November got off to a great start, as up to 3000 job seekers visited an employment fair at the Catrin Finch Centre.
Organised by Wrexham JobCentre and Glyndŵr's careers team, the World of Jobs event was a roaring success.
Elsewhere, the University teamed-up with radio giant Capital to raise money for worthy causes.
The two organisations are to collaborate on fundraising events, and that started with the Winter Wonderland ball in December, which went on to raise £9,000 for Glyndŵr Giving and Capital’s charity Global’s Make Some Noise.
As Christmas approached, there was no sign of things slowing down.
The Centenary Bar at the Glyndŵr University Racecourse Stadium picked up a silver award in the 2014 Best Bar None Wrexham awards, the brilliant Theatre, TV and Performance students sold out their run of the musical Grease, and the University reduced emissions across all of its campuses.
In comparison with April-October 2013 the University decreased consumption of gasoil by 65% and reduced electricity levels by 7%, water by 20% and gas by 30% in 2014. The financial savings topped £42,000.
Over in St Asaph, scientists were finally able reach for the stars after construction of the world’s largest telescope was approved.
December was also awards season: Vic Grout, Professor of Computing Futures at Glyndŵr University, was presented with a certificate of recognition by the British Computer Society, and, after graduating from Glyndŵr University this year, engineer Devon Sumner went on to win the Higher Apprentice of the Year award for Wales, and the 2014 Royal Aeronautical Society (RAS) Final Year Undergraduate Prize.
Finally, the 2014 Research Excellence Framework (REF) deemed almost 12% of the institution’s submitted research output in communications, cultural and media studies to be of the highest standard.

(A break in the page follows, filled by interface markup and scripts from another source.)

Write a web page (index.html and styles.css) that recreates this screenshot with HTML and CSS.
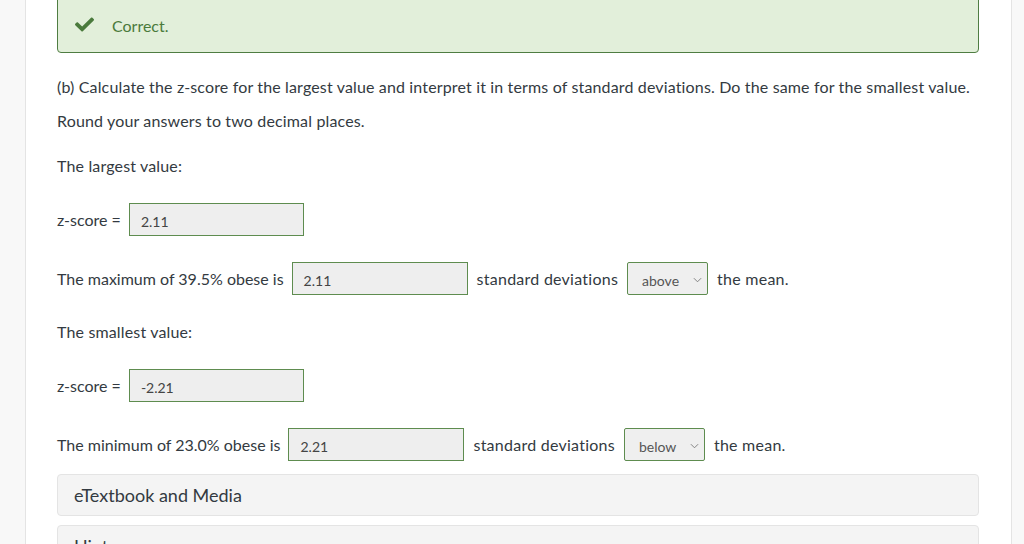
FILE: index.html
```html
<!DOCTYPE html>
<html lang="en">
<head>
<meta charset="utf-8">
<title>Question part b</title>
<link rel="stylesheet" href="styles.css">
</head>
<body>
<div class="page">
  <div class="feedback">
    <svg class="check" viewBox="0 0 512 512" width="19" height="19" aria-hidden="true"><path fill="#4a7a3c" d="M173.9 439.4l-166.4-166.4c-10-10-10-26.2 0-36.2l36.2-36.2c10-10 26.2-10 36.2 0L192 312.7 432.1 72.6c10-10 26.2-10 36.2 0l36.2 36.2c10 10 10 26.2 0 36.2l-294.4 294.4c-10 10-26.2 10-36.2 0z"/></svg>
    <span class="feedback-text">Correct.</span>
  </div>

  <p class="prompt">(b) Calculate the z-score for the largest value and interpret it in terms of standard deviations. Do the same for the smallest value. Round your answers to two decimal places.</p>

  <div class="label largest">The largest value:</div>
  <div class="row z-row"><span class="txt">z-score =</span><span class="input w175">2.11</span></div>
  <div class="row big-gap"><span class="txt">The maximum of 39.5% obese is</span><span class="input w176">2.11</span><span class="txt sd">standard deviations</span><span class="select"><span>above</span><svg viewBox="0 0 10 6" width="9" height="6"><path d="M1 1l4 4 4-4" fill="none" stroke="#777" stroke-width="1"/></svg></span><span class="txt sd">the mean.</span></div>

  <div class="label smallest">The smallest value:</div>
  <div class="row z-row"><span class="txt">z-score =</span><span class="input w175">-2.21</span></div>
  <div class="row min-row"><span class="txt">The minimum of 23.0% obese is</span><span class="input w176">2.21</span><span class="txt sd">standard deviations</span><span class="select"><span>below</span><svg viewBox="0 0 10 6" width="9" height="6"><path d="M1 1l4 4 4-4" fill="none" stroke="#777" stroke-width="1"/></svg></span><span class="txt sd">the mean.</span></div>

  <div class="panel first">eTextbook and Media</div>
  <div class="panel second">Hint</div>
</div>
</body>
</html>
```

FILE: styles.css
```css
html, body {
  margin: 0;
  padding: 0;
  height: 544px;
  overflow: hidden;
}
body {
  background: #f8f8f8;
  font-family: Lato, "Open Sans", Arial, sans-serif;
  color: #333a41;
}
.page {
  margin-left: 25px;
  width: 922px;
  height: 544px;
  background: #ffffff;
  border-left: 1px solid #e4e4e4;
  border-right: 1px solid #e4e4e4;
  padding: 0 32px 0 31px;
  overflow: hidden;
}
.feedback {
  margin-top: -14px;
  height: 67px;
  box-sizing: border-box;
  border: 1px solid #4f7d42;
  border-radius: 4px;
  background: #e2efda;
  display: flex;
  align-items: center;
  padding: 12px 0 0 17px;
}
.check {
  margin-top: -2px;
}
.feedback-text {
  margin-left: 18px;
  color: #4a7a3c;
  font-size: 16px;
}
.prompt {
  margin: 17px 0 0;
  font-size: 16px;
  line-height: 34px;
  letter-spacing: 0.15px;
}
.label {
  font-size: 16px;
  height: 24px;
  line-height: 24px;
  letter-spacing: 0.15px;
}
.largest { margin-top: 16px; }
.smallest { margin-top: 25px; }
.row {
  display: flex;
  align-items: center;
  height: 33px;
  font-size: 16px;
}
.z-row { margin-top: 25px; }
.big-gap { margin-top: 26px; }
.min-row { margin-top: 26px; }
.txt {
  white-space: nowrap;
  margin-right: 8px;
}
.sd {
  letter-spacing: 0.25px;
  margin-right: 9px;
}
.input {
  box-sizing: border-box;
  height: 33px;
  border: 1px solid #5e8c4f;
  background: #eeeeee;
  color: #444;
  font-size: 14px;
  display: flex;
  align-items: center;
  padding: 3px 0 0 11px;
  margin-right: 9px;
}
.w175 { width: 175px; }
.w176 { width: 176px; }
.select {
  box-sizing: border-box;
  width: 81px;
  height: 33px;
  border: 1px solid #5e8c4f;
  border-radius: 2px;
  background: #efefef;
  color: #555;
  font-size: 14px;
  display: flex;
  align-items: center;
  justify-content: space-between;
  padding: 3px 5px 0 14px;
  margin-right: 9px;
}
.panel {
  box-sizing: border-box;
  height: 42px;
  background: #f4f4f4;
  border: 1px solid #e4e4e4;
  border-radius: 4px;
  font-size: 18px;
  display: flex;
  align-items: center;
  padding-left: 16px;
}
.first { margin-top: 13px; }
.second { margin-top: 9px; }
```
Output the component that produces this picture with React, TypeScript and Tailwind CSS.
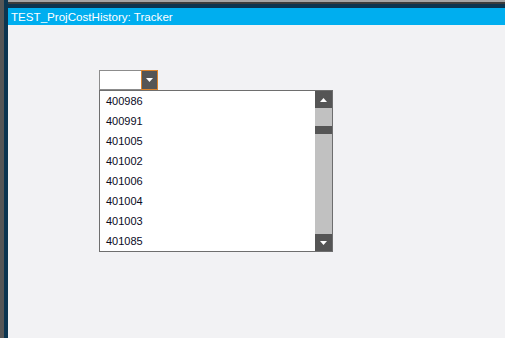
import React from "react";

const items = ["400986", "400991", "401005", "401002", "401006", "401004", "401003", "401085"];

const Arrow: React.FC<{ up?: boolean }> = ({ up }) => (
  <svg width="7" height="4" viewBox="0 0 7 4" className="block">
    {up ? <polygon points="0,4 7,4 3.5,0" fill="#fff" /> : <polygon points="0,0 7,0 3.5,4" fill="#fff" />}
  </svg>
);

export default function App() {
  return (
    <div className="flex h-[338px] w-[505px] overflow-hidden bg-[#f2f2f4] font-['Liberation_Sans',Arial,sans-serif]">
      {/* window frame, left edge */}
      <div className="w-[4px] shrink-0 bg-[#565656]" />
      <div className="w-[4px] shrink-0 bg-[#0c3550]" />
      <div className="flex min-w-0 flex-1 flex-col">
        {/* frame, top edge */}
        <div className="h-[2px] bg-[#a4a4a4]" />
        <div className="h-[2px] bg-[#3c3c3c]" />
        <div className="h-[4px] bg-[#0c3550]" />
        <div className="flex h-[17px] items-center bg-[#00aeef] pl-[3px] text-[11.6px] text-white">
          TEST_ProjCostHistory: Tracker
        </div>

        <div className="pl-[91px] pt-[45px]">
          {/* combo */}
          <div className="flex">
            <div className="h-[20px] w-[42px] border border-r-0 border-[#8c8c8c] bg-white" />
            <div className="flex h-[20px] w-[17px] items-center justify-center border border-[#d9822b] bg-[#555555]">
              <Arrow />
            </div>
          </div>
          {/* dropdown list */}
          <div className="flex h-[162px] w-[234px] border border-[#6e6e6e] bg-white">
            <div className="flex-1 text-[11px] text-[#0a0a1e]">
              {items.map((it) => (
                <div key={it} className="flex h-[20px] items-center pl-[6px]">
                  {it}
                </div>
              ))}
            </div>
            <div className="flex w-[17px] flex-col bg-[#c1c1c1]">
              <div className="flex h-[17px] items-center justify-center bg-[#555555]">
                <Arrow up />
              </div>
              <div className="h-[18px]" />
              <div className="h-[8px] bg-[#555555]" />
              <div className="flex-1" />
              <div className="flex h-[17px] items-center justify-center bg-[#555555]">
                <Arrow />
              </div>
            </div>
          </div>
        </div>
      </div>
    </div>
  );
}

It also reported that More than 90% of Glyndŵr University’s electrical engineering, materials and computer science research assessed was of international significance, and areas of media research world-leading.
Almost all research submitted in electrical and electronic engineering, metallurgy and materials science - above 95% - was recognised internationally in terms of originality, significance and rigour, as was more than 90% of work submitted in computer science.
Glyndwr's computing department chalked up a significant improvement on its success in the last REF, in 2008. Nearly 93% of staff publications in the field were recognised as being of international standard and over 7% being "world leading".
More than 70% of Glyndŵr University’s psychology research is rated internationally significant, with elements of it world-leading.
Professor Michael Scott said: “We are delighted with the results, which show the university is making great strides forward with its research. More of our staff submitted research than ever before and the quality of internationally excellent research, the second highest rated, more than doubled in metallurgy and materials science.”
Merry Christmas and a Happy New Year to you all, from everyone at Glyndŵr University.